Artist
Frederick Calvert
1793 - 1852
Frederick Calvert was an Irish artist born in Cork in 1793. He is better known for his small coastal
shipping scenes. However, in the early part of his career he concentrated on landscape painting.
His first exhibited work was a View near Rathfarnham in the 1812 exhibition of the Society of
Artists of Ireland in Dublin. In 1815 he showed two views of Dublin at the Hibernian Society of
Artists, and in 1821 two views of County Wicklow at the Exhibition of Works by Old Masters,
Artists and Amateurs at Limerick. It was not until the 1837 Belfast Association of Artists
exhibition that he showed two marine scenes. A number of his works were engraved, and four
drawings of Tintern Abbey were published in 1814. He also contributed illustrations of antiquities
to the Archeological Journal, as well as Lessons on Landscape and other illustrated works.
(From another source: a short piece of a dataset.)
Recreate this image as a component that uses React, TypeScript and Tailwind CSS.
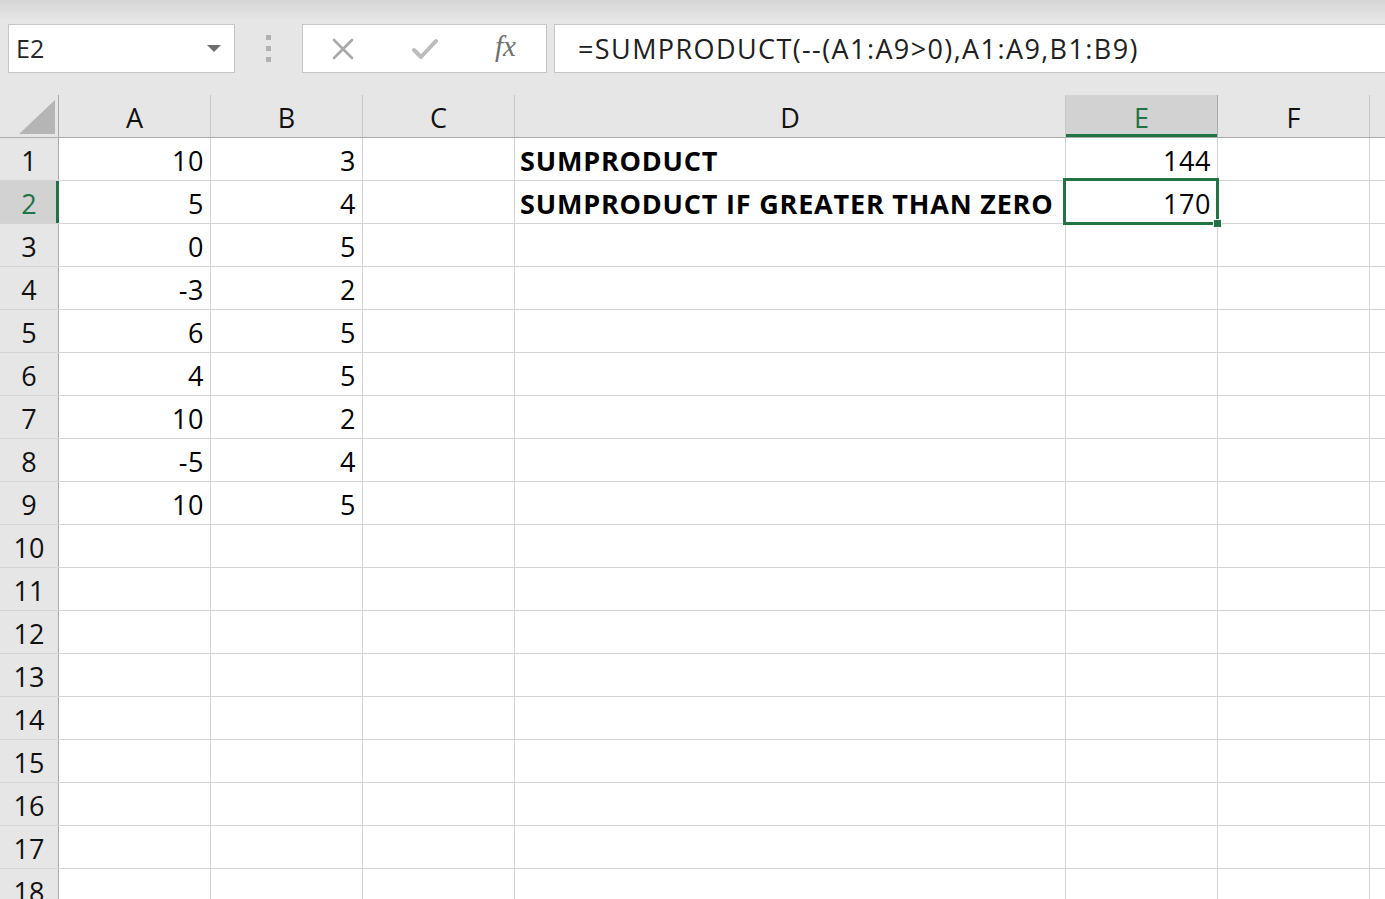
import React from "react";

const cols = [
  { name: "A", w: 152 },
  { name: "B", w: 152 },
  { name: "C", w: 152 },
  { name: "D", w: 551 },
  { name: "E", w: 152 },
  { name: "F", w: 152 },
  { name: "", w: 200 },
];

const aVals = ["10", "5", "0", "-3", "6", "4", "10", "-5", "10"];
const bVals = ["3", "4", "5", "2", "5", "5", "2", "4", "5"];

function cellContent(r: number, c: number): { text: string; align: "left" | "right"; bold?: boolean } | null {
  if (c === 0 && r < 9) return { text: aVals[r], align: "right" };
  if (c === 1 && r < 9) return { text: bVals[r], align: "right" };
  if (c === 3 && r === 0) return { text: "SUMPRODUCT", align: "left", bold: true };
  if (c === 3 && r === 1) return { text: "SUMPRODUCT IF GREATER THAN ZERO", align: "left", bold: true };
  if (c === 4 && r === 0) return { text: "144", align: "right" };
  if (c === 4 && r === 1) return { text: "170", align: "right" };
  return null;
}

function Toolbar() {
  return (
    <div className="h-[95px] flex items-start pt-[24px] bg-gradient-to-b from-[#d5d5d5] via-[#e6e6e6] via-[22%] to-[#e6e6e6]">
      {/* name box */}
      <div className="ml-[8px] w-[227px] h-[49px] bg-white border border-[#c6c6c6] flex items-center justify-between pl-[7px] pr-[13px]">
        <span className="text-[25px] text-[#262626] leading-none">E2</span>
        <svg width="14" height="8" viewBox="0 0 14 8">
          <path d="M0 0 L14 0 L7 7 Z" fill="#6d6d6d" />
        </svg>
      </div>
      {/* grip dots */}
      <div className="w-[67px] h-[49px] flex flex-col items-center justify-center gap-[6px]">
        <div className="w-[5px] h-[5px] bg-[#b1b1b1]" />
        <div className="w-[5px] h-[5px] bg-[#b1b1b1]" />
        <div className="w-[5px] h-[5px] bg-[#b1b1b1]" />
      </div>
      {/* cancel / enter / insert function */}
      <div className="w-[245px] h-[49px] bg-white border border-[#c6c6c6] flex items-center">
        <div className="w-[81px] flex justify-center pr-[2px]">
          <svg width="22" height="22" viewBox="0 0 22 22">
            <path d="M2 2 L20 20 M20 2 L2 20" stroke="#a8a8a8" strokeWidth="2.6" strokeLinecap="round" />
          </svg>
        </div>
        <div className="w-[81px] flex justify-center">
          <svg width="26" height="22" viewBox="0 0 26 22">
            <path d="M2 12 L9 19 L24 3" stroke="#bcbcbc" strokeWidth="4" fill="none" strokeLinejoin="round" strokeLinecap="round" />
          </svg>
        </div>
        <div className="w-[81px] flex justify-center">
          <span className="text-[29px] italic text-[#707070] leading-none -mt-[4px]" style={{ fontFamily: '"Liberation Serif", serif' }}>
            fx
          </span>
        </div>
      </div>
      {/* formula bar */}
      <div className="ml-[7px] flex-1 h-[49px] bg-white border border-[#c6c6c6] border-r-0 flex items-center pl-[23px]">
        <span className="text-[27px] text-[#202020] leading-none tracking-[1.4px]">
          =SUMPRODUCT(--(A1:A9&gt;0),A1:A9,B1:B9)
        </span>
      </div>
    </div>
  );
}

function HeaderRow() {
  return (
    <div className="flex h-[43px] border-b border-[#ababab]">
      <div className="w-[59px] shrink-0 border-r border-[#ababab] relative flex items-end justify-end pr-[3px] pb-[3px]">
        <svg width="36" height="34" viewBox="0 0 36 34">
          <path d="M0 34 L36 34 L36 0 Z" fill="#b5b5b5" />
        </svg>
      </div>
      {cols.map((c, i) => {
        const sel = c.name === "E";
        return (
          <div
            key={i}
            className={
              "shrink-0 flex items-center justify-center relative border-r " +
              (sel ? "bg-[#d2d2d2] border-[#ababab] " : "border-[#c8c8c8] ") +
              (c.name === "" ? "border-r-0" : "")
            }
            style={{ width: c.w }}
          >
            <span className={"text-[27px] leading-none pt-[2px] " + (sel ? "text-[#217346]" : "text-[#111]")}>{c.name}</span>
            {sel && <div className="absolute left-0 right-0 bottom-0 h-[3px] bg-[#217346]" />}
          </div>
        );
      })}
    </div>
  );
}

function Row({ r }: { r: number }) {
  const sel = r === 1;
  return (
    <div className="flex h-[43px] border-b border-[#d4d4d4]">
      <div
        className={
          "w-[59px] shrink-0 border-r border-[#ababab] relative flex items-center justify-center " +
          (sel ? "bg-[#d2d2d2]" : "bg-[#e6e6e6]")
        }
      >
        <span className={"text-[27px] leading-none pt-[2px] " + (sel ? "text-[#217346]" : "text-[#111]")}>{r + 1}</span>
        {sel && <div className="absolute right-[-1px] top-0 bottom-0 w-[3px] bg-[#217346]" />}
      </div>
      {cols.map((c, ci) => {
        const content = cellContent(r, ci);
        return (
          <div
            key={ci}
            className={
              "shrink-0 flex items-center " +
              (content?.bold ? "pl-[5px] pr-[6px] " : "px-[6px] ") +
              (c.name === "" ? "" : "border-r border-[#d4d4d4] ") +
              (content?.align === "right" ? "justify-end" : "justify-start")
            }
            style={{ width: c.w }}
          >
            {content && (
              <span
                className={
                  "text-[27px] leading-none pt-[2px] whitespace-nowrap text-black " +
                  (content.bold ? "font-bold tracking-[0.8px]" : "tracking-[0.6px]")
                }
              >
                {content.text}
              </span>
            )}
          </div>
        );
      })}
    </div>
  );
}

export default function App() {
  const rows = Array.from({ length: 18 }, (_, i) => i);
  return (
    <div
      className="w-[1385px] h-[899px] overflow-hidden bg-[#e6e6e6] relative"
      style={{ fontFamily: '"Open Sans", "Noto Sans", sans-serif' }}
    >
      <Toolbar />
      <HeaderRow />
      <div className="bg-white">
        {rows.map((r) => (
          <Row key={r} r={r} />
        ))}
      </div>
      {/* active cell outline with fill handle */}
      <div className="absolute left-[1063px] top-[178px] w-[156px] h-[47px] border-[3px] border-[#217346] pointer-events-none" />
      <div className="absolute left-[1213px] top-[219px] w-[9px] h-[9px] bg-[#217346] border border-white pointer-events-none" />
    </div>
  );
}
His
watercolors are as well known as his paintings. Between 1833 and 1844 he exhibited four marine
oil paintings at the Royal Society of British Artists at Suffolk Street, and in 1834 two marine
watercolors at the Royal Hibernian Academy in Dublin. He died in Suffolk in 1852.
Museums: Ashmolean, British Museum, Chelsea Library, National Maritime Museum, Greenwich,
London Port Authority, Walker Art Gallery, Liverpool and the Victoria and Albert Museum.